Articles

jare_038

<Special Section>Auxiliaries of Empire : Children, Foot Soldiers, and Settlers in Japanese Imperial History

Not Only a Child : The Vulnerability and Complicity of Japanese Settler Girls in Colonial Korea

Abstract

There is no such thing as "only" children within colonial systems of power, and it is important to acknowledge the ways in which childhood and Japanese colonization were entangled. This article uses the memoirs Mother's Keijō, My Seoul and Gyeongju is the Sound of Mother Calling to examine the connections between vulnerability and complicity as experienced by two Japanese settler girls who were born and raised in the Japanese colony of Korea (Chōsen) between 1925 and 1945. Through analyzing their physical and emotional experiences as female children in a colony run by adult men, I show that Japanese settler girls had neither agency over their own life choices nor much awareness of colonial power structures and their own position as settlers.
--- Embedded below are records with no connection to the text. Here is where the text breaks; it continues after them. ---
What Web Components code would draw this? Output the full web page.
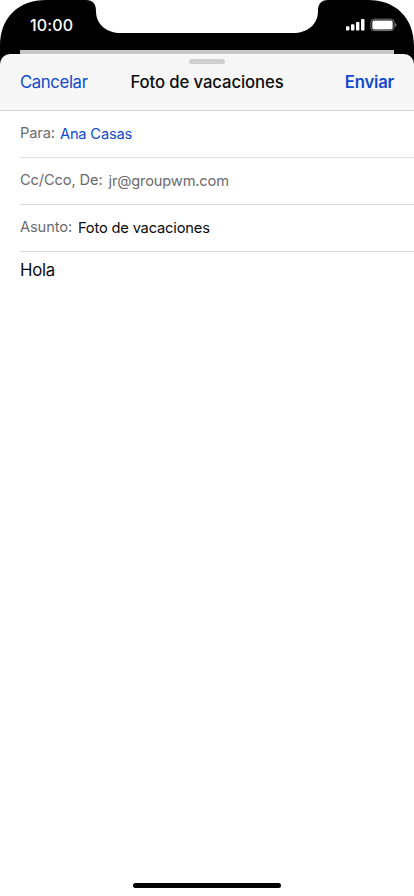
<!DOCTYPE html>
<html lang="es">
<head>
<meta charset="utf-8">
<title>Foto de vacaciones</title>
<style>
html,body{margin:0;height:100%;background:#fff}
body{font-family:Inter,"Liberation Sans",sans-serif;overflow:hidden}
</style>
</head>
<body>
<mail-screen></mail-screen>
<script>
const define = (name, html) => customElements.define(name, class extends HTMLElement {
  constructor() {
    super();
    const t = document.createElement('template');
    t.innerHTML = html;
    this.attachShadow({ mode: 'open' }).append(t.content.cloneNode(true));
  }
});

define('status-bar', `
<style>
:host{display:grid;height:54px;width:414px}
svg,.bar{grid-area:1/1}
svg.bg{display:block}
.bar{display:flex;justify-content:space-between;align-items:flex-start;padding:15px 17px 0 30px;color:#fff}
.time{font-size:16px;line-height:20px;font-weight:550;letter-spacing:.15px}
.icons{display:block;margin-top:3px}
</style>
<svg class="bg" width="414" height="70" viewBox="0 0 414 70">
  <path d="M0 70V46C0 17 19 0 46 0H86C93 0 96 4 96 11C96 25 107 33 121 33H293C307 33 318 25 318 11C318 4 321 0 328 0H368C395 0 414 17 414 46V70Z"/>
  <path d="M20 50H394V56H20Z" fill="#c6c6c6"/>
</svg>
<div class="bar">
  <span class="time">10:00</span>
  <svg class="icons" width="51" height="14" viewBox="0 0 51 14" fill="#fff">
    <rect x="0" y="8.2" width="3.4" height="4.3" rx=".7"/>
    <rect x="5" y="6.2" width="3.4" height="6.3" rx=".7"/>
    <rect x="10" y="4" width="3.4" height="8.5" rx=".7"/>
    <rect x="15" y="1" width="3.5" height="11.5" rx=".7"/>
    <rect x="24.9" y="1.2" width="23.2" height="11.4" rx="3" fill="none" stroke="#777" stroke-width="1"/>
    <rect x="26.3" y="2.4" width="20.4" height="9" rx="1.6"/>
    <path d="M49 5Q50.6 5.5 50.6 6.9T49 8.8Z" fill="#777"/>
  </svg>
</div>`);

define('sheet-header', `
<style>
:host{display:flex;flex-direction:column;align-items:center;box-sizing:border-box;height:57px;padding-top:5px;background:#f7f7f7;border-bottom:1px solid #d5d5d5;border-radius:10px 10px 0 0}
.grip{width:36px;height:5px;border-radius:3px;background:#cfcfcf}
.row{align-self:stretch;display:grid;grid-template-columns:1fr auto 1fr;padding:8px 20px 0;font-size:16.7px;line-height:20px}
</style>
<div class="grip"></div>
<div class="row"><slot name="start"></slot><slot></slot><slot name="end"></slot></div>`);

define('mail-field', `
<style>
:host{display:flex;gap:var(--gap,6px);box-sizing:border-box;height:47px;margin-left:20px;border-bottom:1px solid #dedede;padding-top:12px;font-size:14.7px;line-height:20px;color:#6b6b6e;white-space:pre}
.label{letter-spacing:-.14px}
.value{letter-spacing:-.19px;margin-top:1px}
</style><span class="label"><slot name="label"></slot></span><span class="value"><slot></slot></span>`);

define('home-indicator', `
<style>
:host{display:flex;justify-content:center;height:13px}
div{width:148px;height:5px;border-radius:3px;background:#000}
</style><div></div>`);

define('mail-screen', `
<style>
:host{display:flex;flex-direction:column;width:414px;height:896px;background:#fff}
status-bar,sheet-header,mail-field,home-indicator{flex:none}
sheet-header{position:relative}
.blue{color:#0f4aca}
.cancel{letter-spacing:-.35px}
.title{font-weight:550;letter-spacing:-.1px;color:#0b0b0d}
.end{justify-self:end;font-weight:600;letter-spacing:-.2px}
.to{--gap:5px}
main{flex:1;padding:7px 20px;font-size:16.8px;line-height:22px;letter-spacing:-.3px;color:#0b0b0d}
.dark{color:#0b0b0d}
</style>
<status-bar></status-bar>
<sheet-header>
  <span slot="start" class="blue cancel">Cancelar</span>
  <span class="title">Foto de vacaciones</span>
  <span slot="end" class="blue end">Enviar</span>
</sheet-header>
<mail-field class="to"><span slot="label">Para:</span><span class="blue">Ana Casas</span></mail-field>
<mail-field><span slot="label">Cc/Cco, De:</span><span>jr@groupwm.com</span></mail-field>
<mail-field><span slot="label">Asunto:</span><span class="dark">Foto de vacaciones</span></mail-field>
<main>Hola</main>
<home-indicator></home-indicator>`);
</script>
</body>
</html>
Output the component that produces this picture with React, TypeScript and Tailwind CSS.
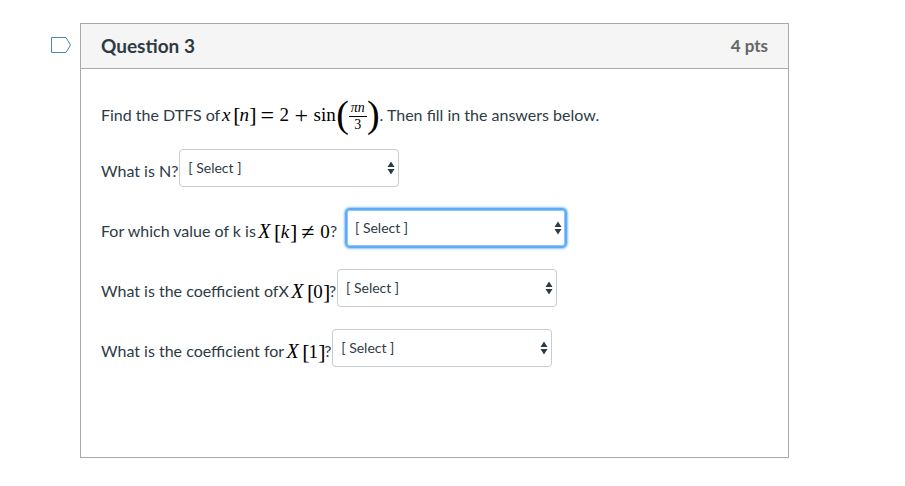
import { ReactNode, useState } from 'react';

type SymProps = { className: string; children: ReactNode };

// one symbol of a formula, centered in its own slot
function Sym({ className, children }: SymProps) {
    return <span className={`inline-block text-center ${className}`}>{children}</span>;
}

function Operator({ children }: { children: ReactNode }) {
    return <span className="inline-block w-6 text-center align-[-2px] text-2xl leading-6">{children}</span>;
}

function Formula({ children }: { children: ReactNode }) {
    return (
        <span className="ml-px whitespace-nowrap font-['Liberation_Serif',serif] text-[19px] leading-6 text-black">
            {children}
        </span>
    );
}

function Bracketed({ children }: { children: ReactNode }) {
    return (
        <span className="ml-0.5">
            <Sym className="w-[6px] align-[-1px] text-[22px] leading-6">[</Sym>
            {children}
            <Sym className="w-[6px] align-[-1px] text-[22px] leading-6">]</Sym>
        </span>
    );
}

type AnswerProps = {
    id: string;
    options: string[];
    autoFocus?: boolean;
    gap: string;
    children: ReactNode;
};

function Answer({ id, options, autoFocus, gap, children }: AnswerProps) {
    const [value, setValue] = useState<string>("");

    return (
        <div className={`flex flex-row items-center ${gap}`}>
            <label htmlFor={id} className="flex flex-row items-center whitespace-nowrap pt-1.5">{children}</label>
            <div className="relative w-[220px]">
                <select
                    id={id}
                    value={value}
                    autoFocus={autoFocus}
                    onChange={(e) => setValue(e.target.value)}
                    className="block w-full h-[38px] appearance-none rounded-[4px] border border-[#c7cdd1] bg-white pl-2 pr-6 text-sm text-[#2d3b45] outline-none focus:border-[#5eaaf7] focus:shadow-[0_0_0_1px_#5eaaf7,0_0_2px_2px_#8fc5fb,inset_0_0_0_1px_#8fc5fb]"
                >
                    <option value="">[ Select ]</option>
                    {options.map((option) => (
                        <option key={option} value={option}>{option}</option>
                    ))}
                </select>
                <svg className="pointer-events-none absolute right-1 top-3 h-[14px] w-2" viewBox="0 0 8 14" fill="#2d3b45" aria-hidden="true">
                    <path d="M4 .5 7.500 6h-7zM.5 8h7l-3.500 5.500z" />
                </svg>
            </div>
        </div>
    );
}

export default function App() {
    return (
        <main className="flex flex-row items-start gap-x-[9px] pl-[50px] pr-[116px] py-[23px] font-[Lato,sans-serif] text-base text-[#2d3b45]">
            <button type="button" aria-label="Flag question" className="mt-[13px] shrink-0">
                <svg className="block h-[18px] w-[21px]" viewBox="0 0 21 18" fill="none" stroke="#4a86a5">
                    <path d="M1.500 1.500h14.500l4.500 7.500-4.500 7.500h-14.500z" />
                </svg>
            </button>
            <section className="min-w-0 flex-1 border border-[#aaa] min-h-[435px]">
                <header className="flex flex-row items-center justify-between border-b border-[#aaa] bg-[#f5f5f5] px-5 h-[45px]">
                    <h1 className="text-[19px] font-bold">Question 3</h1>
                    <span className="text-[17px] font-bold text-[#666]">4 pts</span>
                </header>
                <div className="flex flex-col gap-y-[22px] px-5 pt-[26px] pb-5">
                    <p className="flex flex-row items-center h-10 -mb-2 whitespace-nowrap">
                        Find the DTFS of
                        <Formula>
                            <Sym className="w-[10px] italic">x</Sym>
                            <Bracketed><Sym className="w-[10px] italic">n</Sym></Bracketed>
                            <Operator>=</Operator>
                            <Sym className="w-[10px]">2</Sym>
                            <Operator>+</Operator>
                            <Sym className="w-[23px]">sin</Sym>
                        </Formula>
                        <span className="flex flex-row items-center font-['Liberation_Serif',serif] text-black">
                            <span className="pb-0.5 text-[38px] leading-none">(</span>
                            <span className="flex flex-col items-center pt-0.5 text-sm leading-4">
                                <span className="border-b border-black px-0.5 italic">πn</span>
                                <span>3</span>
                            </span>
                            <span className="pb-0.5 text-[38px] leading-none">)</span>
                        </span>
                        . Then fill in the answers below.
                    </p>
                    <Answer id="period" options={["3", "6", "12"]} gap="gap-x-px">
                        What is N?
                    </Answer>
                    <Answer id="harmonic" options={["0", "1", "2"]} gap="gap-x-[9px]" autoFocus>
                        For which value of k is
                        <Formula>
                            <Sym className="w-[15px] text-xl leading-6 italic">X</Sym>
                            <Bracketed><Sym className="w-[10px] italic">k</Sym></Bracketed>
                            <Operator>≠</Operator>
                            <Sym className="w-[10px]">0</Sym>
                        </Formula>
                        ?
                    </Answer>
                    <Answer id="coefficient-0" options={["0", "1", "2"]} gap="gap-x-px">
                        What is the coefficient ofX
                        <Formula>
                            <Sym className="w-[15px] text-xl leading-6 italic">X</Sym>
                            <Bracketed><Sym className="w-[10px]">0</Sym></Bracketed>
                        </Formula>
                        ?
                    </Answer>
                    <Answer id="coefficient-1" options={["1/2", "1/(2j)", "-1/(2j)"]} gap="gap-x-px">
                        What is the coefficient for
                        <Formula>
                            <Sym className="w-[15px] text-xl leading-6 italic">X</Sym>
                            <Bracketed><Sym className="w-[10px]">1</Sym></Bracketed>
                        </Formula>
                        ?
                    </Answer>
                </div>
            </section>
        </main>
    );
}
I argue that it was their marginality from structures of power and their ignorance about their positions within the colonial system that caused Japanese settler girls to be unconsciously complicit in colonial power. The experiences of these two girls highlight the ways that settler colonial systems use the vulnerability of children to perpetrate the colonial status quo. Yet, moments of emotional discrepancy occasionally allowed these Japanese settler girls to recognize and negotiate their level of complicity with the Japanese Empire, suggesting that introspection provides some emotional agency to marginalized members of the colonizing class.